From a policy perspective, the move signals the government’s intent to bring crypto into the formal financial system, ensuring that capital gains are not lost to the tax net. It also aligns India with global standards set by the OECD’s “Crypto‑Asset Reporting Framework,” which many jurisdictions have adopted since 2023.
Impact on India
The enforcement drive is expected to raise additional tax revenue of up to ₹12,000 crore in the next fiscal year, according to a projection by the Ministry of Finance. Smaller investors may face a learning curve, but many fintech platforms are rolling out built‑in tax calculators to help users generate Schedule VDA entries automatically.
Exchange‑level compliance will also reshape the market landscape. WazirX announced on 20 May 2026 that it will integrate a “Tax‑Ready Export” feature, allowing users to download CSV files that map directly to Schedule VDA fields. CoinDCX’s CEO, Nischal Shetty, warned that “any trader who ignores the new filing norms will find themselves on the wrong side of a legal notice.”
Financial advisors are already updating their advisory kits. The Association of Chartered Certified Accountants (India) released a guide on 28 May 2026 outlining step‑by‑step procedures for reconciling crypto wallets with bank statements, emphasizing the need for timestamped screenshots from exchange dashboards.
Expert Analysis
Tax lawyer Rohit Malhotra of Karanjawala & Co. told The Economic Times that “the Schedule VDA requirement is not a mere formality; it is a legal instrument that will enable the department to match taxpayer submissions with exchange data in real time.” He added that “the penalty structure is deliberately steep to deter willful evasion.”
Crypto analyst Priya Sharma of CryptoPulse observed, “Investors who maintain a single ledger for all wallets—hardware, software, and DEX—will find compliance less painful. Those who rely on fragmented spreadsheets risk missing trades, especially on cross‑chain bridges.” She recommended using portfolio trackers that support export to the Schedule VDA format.
Economist Arun Subramanian of the Indian Council for Research on International Economic Relations (ICRIER) noted that “the tax net’s expansion into crypto could improve fiscal health but may also push sophisticated traders toward offshore platforms that lack Indian regulatory oversight.” He suggested that the government consider a “sandbox” environment to retain high‑value activity within the country.
What’s Next
The CBDT has scheduled a series of webinars in June 2026 to educate taxpayers on the new filing process. A draft amendment to the Income Tax Act, expected to be tabled in Parliament by September 2026, may introduce a separate “crypto‑asset” tax slab, potentially lowering the flat 30 percent rate for long‑term holdings.

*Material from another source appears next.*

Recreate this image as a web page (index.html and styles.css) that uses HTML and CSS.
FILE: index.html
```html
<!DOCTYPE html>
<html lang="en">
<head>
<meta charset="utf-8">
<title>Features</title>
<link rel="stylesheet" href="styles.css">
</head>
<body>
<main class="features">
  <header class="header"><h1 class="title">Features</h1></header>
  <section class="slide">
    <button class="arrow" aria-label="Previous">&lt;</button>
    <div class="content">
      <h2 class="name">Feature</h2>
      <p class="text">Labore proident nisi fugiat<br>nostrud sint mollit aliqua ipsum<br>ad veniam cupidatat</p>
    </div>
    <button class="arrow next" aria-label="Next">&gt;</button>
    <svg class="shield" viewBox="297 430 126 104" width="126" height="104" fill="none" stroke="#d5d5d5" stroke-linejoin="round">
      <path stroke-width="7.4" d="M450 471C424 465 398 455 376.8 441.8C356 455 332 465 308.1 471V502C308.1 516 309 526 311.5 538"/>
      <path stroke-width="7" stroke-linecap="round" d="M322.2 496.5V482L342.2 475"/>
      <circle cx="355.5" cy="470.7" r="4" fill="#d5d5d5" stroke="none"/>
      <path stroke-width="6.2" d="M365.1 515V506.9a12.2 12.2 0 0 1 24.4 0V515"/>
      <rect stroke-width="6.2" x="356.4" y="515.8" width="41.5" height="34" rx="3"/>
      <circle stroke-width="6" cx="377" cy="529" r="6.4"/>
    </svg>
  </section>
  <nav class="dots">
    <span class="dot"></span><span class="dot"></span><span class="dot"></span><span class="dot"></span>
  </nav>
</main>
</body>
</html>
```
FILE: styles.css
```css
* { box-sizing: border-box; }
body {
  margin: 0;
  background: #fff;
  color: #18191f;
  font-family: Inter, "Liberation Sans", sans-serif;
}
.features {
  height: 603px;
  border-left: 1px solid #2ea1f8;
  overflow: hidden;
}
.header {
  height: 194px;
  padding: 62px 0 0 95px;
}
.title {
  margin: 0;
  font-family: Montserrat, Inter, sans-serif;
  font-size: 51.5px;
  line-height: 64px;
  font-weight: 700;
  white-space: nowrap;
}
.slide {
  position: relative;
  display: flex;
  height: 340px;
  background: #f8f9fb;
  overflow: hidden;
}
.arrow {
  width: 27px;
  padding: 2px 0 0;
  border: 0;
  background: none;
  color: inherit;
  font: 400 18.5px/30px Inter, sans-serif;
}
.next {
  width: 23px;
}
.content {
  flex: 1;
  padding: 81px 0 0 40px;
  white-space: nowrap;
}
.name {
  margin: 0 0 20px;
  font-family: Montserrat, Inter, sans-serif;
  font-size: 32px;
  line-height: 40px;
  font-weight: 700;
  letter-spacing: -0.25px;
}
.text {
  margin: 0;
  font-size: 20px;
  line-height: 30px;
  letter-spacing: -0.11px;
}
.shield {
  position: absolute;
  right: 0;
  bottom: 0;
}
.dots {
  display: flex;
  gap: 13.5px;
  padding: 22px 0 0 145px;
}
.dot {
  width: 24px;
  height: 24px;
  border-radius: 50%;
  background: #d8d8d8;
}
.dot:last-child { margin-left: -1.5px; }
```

In parallel, the Ministry of Electronics and Information Technology (MeitY) is exploring a blockchain‑based “Tax‑Ledger” that would allow users to submit cryptographically signed transaction proofs directly to the tax portal, reducing manual entry errors.
Investors should begin consolidating their transaction histories now, verify PAN details on every exchange, and consult a tax professional before the July 31 deadline. The coming months will test both the readiness of the crypto ecosystem and the effectiveness of India’s new compliance framework.
Key Takeaways
- Every crypto trade must be reported transaction‑by‑transaction on Schedule VDA for FY 2025‑26.
- Non‑compliance can attract a 2 percent penalty, up to ₹5 lakh fine, and possible prosecution.
- Exchanges will share transaction data with the tax department via API integration.
- Staking rewards, airdrops, and DeFi yields are now taxable and must be disclosed.
- Industry tools are emerging to automate Schedule VDA generation; early adoption is advised.
- Potential legislative changes may introduce a separate crypto tax slab after FY 2026‑27.
As India tightens its grip on crypto taxation, the sector stands at a crossroads between greater legitimacy and the risk of migration to unregulated venues. The upcoming “Tax‑Ledger” pilot could set a global benchmark for transparent crypto reporting. Will Indian investors embrace the new regime, or will they seek alternatives beyond the country’s borders?